L'histoire se déroule sur plusieurs années et si ce n'est la dernière scène qui fait un bon en avant, il est difficile de s'en apercevoir directement dans le film lorsqu'on ne connait pas un minimum la tragédie qui a frappé Hwanseong. Pour les besoins du film, il était également nécessaire de raccourcir les fais, de diminuer le nombre de suspects, de se concentrer sur l'essentiel et d'inventer un coupable, ou du moins orienter les deux policiers vers une piste sérieuse. Cela reste important de confronter le bien et le mal et ne pas perdre le spectateur avec un récit qui au final n'apporte aucun élément de réponse. Ainsi, la deuxième partie du film, avec l'avancée de l'enquête, cible clairement un potentiel coupable, mais ne donnant jamais l'impression d'être complètement certain d'avoir le fin mot de l'histoire et de pouvoir conclure cette course effrénée à la vérité. Le traitement de l'image est très particuliers, Bong Joon-ho a ainsi intensifié les couleurs des différents décors donnant des scènes souvent très ternes et sombres, comme les bureaux de la police ou la ville constamment baignée dans les ténèbres, balayée par de fortes pluies et seulement éclairée de temps à autre par le jour et le jaune très intense des champs de blé. Un traitement qui a d'ailleurs malheureusement disparu dans certaines éditions DVD et qui apporte une certaine once de tranquillité entre deux drames, donnant ainsi l'impression d'imager les sentiments des personnages et de la population locale.
Plus qu'un simple thriller, Memories of Murder se montre également très drôle. Notamment la maladresse des policiers coréens. Un aspect ridicule mais très attachant donné aux personnages principaux qui donnent parfois l'impression de jouer aux héros mais qui en sont en réalité très loin. Une maladresse qui se retrouve dans certaines scènes comme la course poursuite dans les ruelles sombres et étroites, qui donnera par la suite des idées à d'autres réalisateurs. Bong Joon-ho a réussi à apporter de l'intensité dans des scènes qui au final sont très terre-à-terre et réalistes, une mise en scène très différente de ce qu'on retrouve habituellement dans les productions Hollywoodiennes mais néanmoins très efficace et avec un charme fou. Une Police, qui d'ailleurs, a surement fait les frais d'un Bong Joon-ho furieux, qui s'est énormément investi émotionnellement. Après ses multiples recherches et interviews, il a pu apercevoir dans des articles de journaux des forces de l'ordre fières de poser pour la photo après avoir arrêté un suspect potentiel et certainement fabriqué de toute pièce, jusqu'à ce qu'un autre corps mutilé refasse surface. Un temps précieux à essayer de rassurer la population au lieu d'essayer de trouver une piste sérieuse, et c'est un contraste judicieusement apporté par le réalisateur en confrontant les méthodes de Park et Seo à plusieurs reprises. Notamment lorsque le premier, en constatant l'absence de poils pubiens sur les scènes de crime, tente d'épater la galerie en cherchant un homme imberbe dans les différents bains publics de la ville. Alors que Seo s'accroche aux faits et aux preuves plus évidentes jusqu'à trouver le modus operandi du tueur.

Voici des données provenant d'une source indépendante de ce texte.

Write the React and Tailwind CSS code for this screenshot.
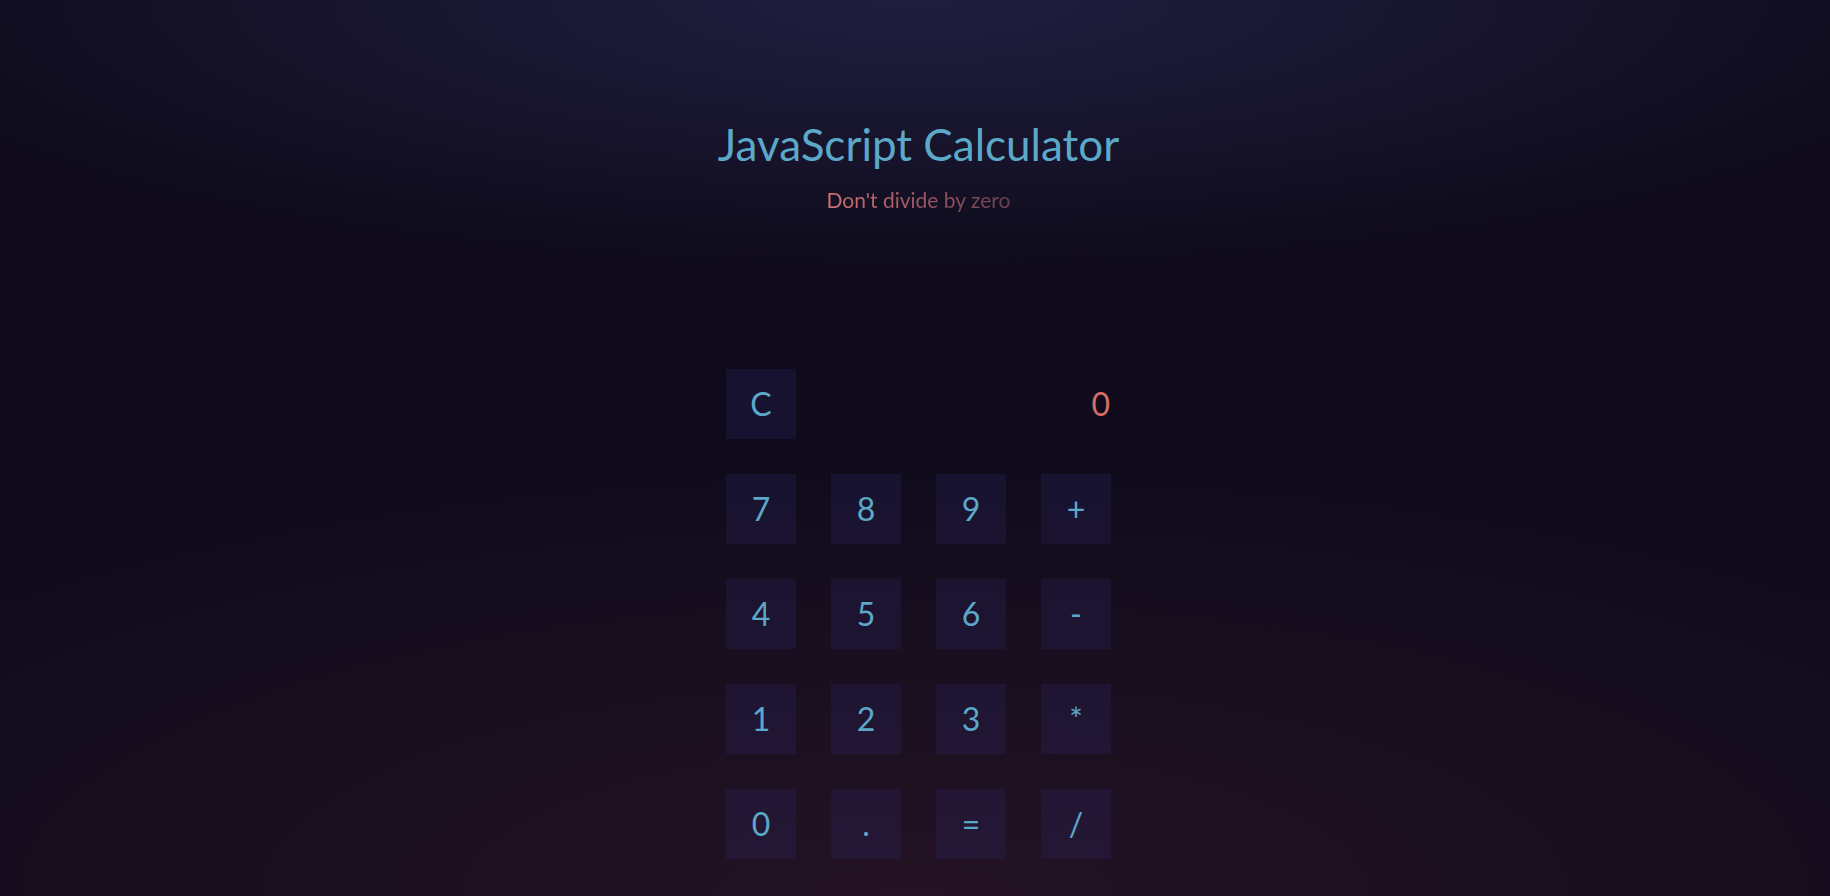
const keys = ["7", "8", "9", "+", "4", "5", "6", "-", "1", "2", "3", "*", "0", ".", "=", "/"];

const Key = ({ label }) => (
  <button className="flex h-[70px] w-[70px] items-center justify-center bg-[#2a2660]/30 text-[32px] leading-none text-[#5ba8c8]">
    {label}
  </button>
);

const App = () => {
  return (
    <div className="min-h-screen w-full bg-[#0f0b1b] bg-[radial-gradient(ellipse_60%_30%_at_50%_0%,#201e40_0%,rgba(15,11,27,0)_100%)] font-['Lato',sans-serif]">
      <div className="min-h-screen w-full bg-[radial-gradient(ellipse_75%_50%_at_50%_100%,#241324_0%,rgba(15,11,27,0)_100%)] pl-[7px]">
        <header className="pt-[116px] text-center">
          <h1 className="text-[44px] leading-[56px] text-[#5ba8c8]">JavaScript Calculator</h1>
          <p className="mt-[14px] inline-block bg-gradient-to-r from-[#d27370] to-[#6a3f52] bg-clip-text text-[21px] leading-[28px] text-transparent">
            Don't divide by zero
          </p>
        </header>

        <main className="mt-[155px] flex justify-center pb-[37px]">
          <div className="grid w-[385px] grid-cols-4 gap-[35px]">
            <Key label="C" />
            <div className="col-span-3 flex items-center justify-end pr-[1px] text-[32px] leading-none text-[#d66e68]">
              0
            </div>
            {keys.map((k) => (
              <Key key={k} label={k} />
            ))}
          </div>
        </main>
      </div>
    </div>
  );
};

export default App;
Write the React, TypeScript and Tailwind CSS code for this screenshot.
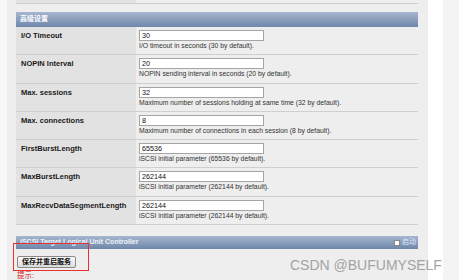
import React from "react";

const rows = [
  { label: "I/O Timeout", value: "30", desc: "I/O timeout in seconds (30 by default)." },
  { label: "NOPIN Interval", value: "20", desc: "NOPIN sending interval in seconds (20 by default)." },
  { label: "Max. sessions", value: "32", desc: "Maximum number of sessions holding at same time (32 by default)." },
  { label: "Max. connections", value: "8", desc: "Maximum number of connections in each session (8 by default)." },
  { label: "FirstBurstLength", value: "65536", desc: "iSCSI initial parameter (65536 by default)." },
  { label: "MaxBurstLength", value: "262144", desc: "iSCSI initial parameter (262144 by default)." },
  { label: "MaxRecvDataSegmentLength", value: "262144", desc: "iSCSI initial parameter (262144 by default)." },
];

export default function App() {
  return (
    <div
      className="relative flex w-[459px] h-[280px] overflow-hidden bg-[#f7f7f7]"
      style={{ fontFamily: '"Liberation Sans", "Noto Sans CJK SC", sans-serif' }}
    >
      <div className="w-[7px] shrink-0" />
      <div className="w-[421px] shrink-0 bg-[#eeeeee] pl-[9px] pr-[10px] flex flex-col">
        <div className="h-[4px] shrink-0 border-b border-[#cfcfcf] flex">
          <div className="w-[120px] bg-[#e2e2e2]" />
        </div>
        <div className="h-[8px] shrink-0" />
        <div className="h-[15px] shrink-0 bg-gradient-to-b from-[#a6b6ce] to-[#6f87aa] flex items-center pl-[4px] text-white text-[7px] font-bold">
          高级设置
        </div>
        {rows.map((r) => (
          <div key={r.label} className="h-[28.3px] shrink-0 flex border-b border-[#cfcfcf]">
            <div className="w-[120px] bg-[#e2e2e2] pl-[5px] pt-[3px] text-[7.5px] font-bold text-[#1a1a1a] leading-[11px] whitespace-nowrap">
              {r.label}
            </div>
            <div className="flex-1 pl-[3px] pt-[3px] flex flex-col">
              <div className="w-[125px] h-[11px] bg-white border border-[#a5a5a5] pl-[2px] text-[7.2px] leading-[9px] text-[#111]">
                {r.value}
              </div>
              <div className="text-[6.8px] leading-[10px] text-[#333] whitespace-nowrap">{r.desc}</div>
            </div>
          </div>
        ))}
        <div className="h-[11px] shrink-0" />
        <div className="h-[13px] shrink-0 bg-gradient-to-b from-[#a6b6ce] to-[#6f87aa] flex items-center justify-between pl-[4px] pr-[2px]">
          <span className="text-[7px] font-bold text-[#eef2f8]">iSCSI Target Logical Unit Controller</span>
          <span className="flex items-center gap-[2px]">
            <span className="w-[6px] h-[6px] bg-white border border-[#888]" />
            <span className="text-[7px] text-[#dde6ff]">启动</span>
          </span>
        </div>
        <div className="flex pl-[1px] pt-[7px] shrink-0">
          <button className="h-[12px] px-[4px] border border-[#8a8a8a] rounded-[2px] bg-gradient-to-b from-[#fafafa] to-[#dcdcdc] text-[7px] leading-[10px] font-bold text-[#111]">
            保存并重启服务
          </button>
        </div>
        <div className="pl-[1px] pt-[3px] shrink-0 text-[7.5px] text-[#d32020] leading-[10px]">提示:</div>
      </div>
      <div className="w-[15px] shrink-0 bg-white" />
      <div className="flex-1 bg-[#f4f4f4]" />
      <div className="absolute left-[13px] top-[243px] w-[76px] h-[28px] border-[1.5px] border-[#e8312f]" />
      <div
        className="absolute left-[290px] top-[256px] text-[14px] text-[#a3a3a3] leading-[18px] whitespace-nowrap"
        style={{ fontFamily: '"Liberation Sans", sans-serif' }}
      >
        CSDN @BUFUMYSELF
      </div>
    </div>
  );
}
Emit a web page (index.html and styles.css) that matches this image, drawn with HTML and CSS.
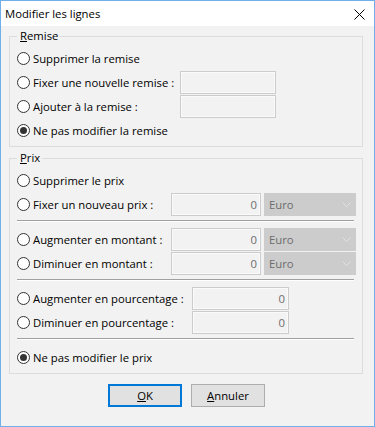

La fin du film et la conclusion apportée par Bong Joon-ho est exemplaire! La conversation avec la petite fille et le visage de Park braqué sur la caméra accompagné d'une musique envoûtante laissant doucement place au générique en disent tellement long sur le message que voulait apporter le cinéaste. Tant pour l'histoire du film qui cible ainsi directement le coupable mais aussi pour la véritable histoire. Le film étant sorti en 2003 et le délai de prescription pour la quasi-totalité des crimes dépassé, le meurtrier pouvait très bien être en train de le regarder dans les salles de cinéma ou devant son téléviseur. Park tente ainsi, à l'aide de son "regard magique", de trouver parmi nous qui pourrait être le coupable. Une scène simple mais pleine de sens qui fait froid dans le dos et qui conclue formidablement une des merveilles du cinéma coréen.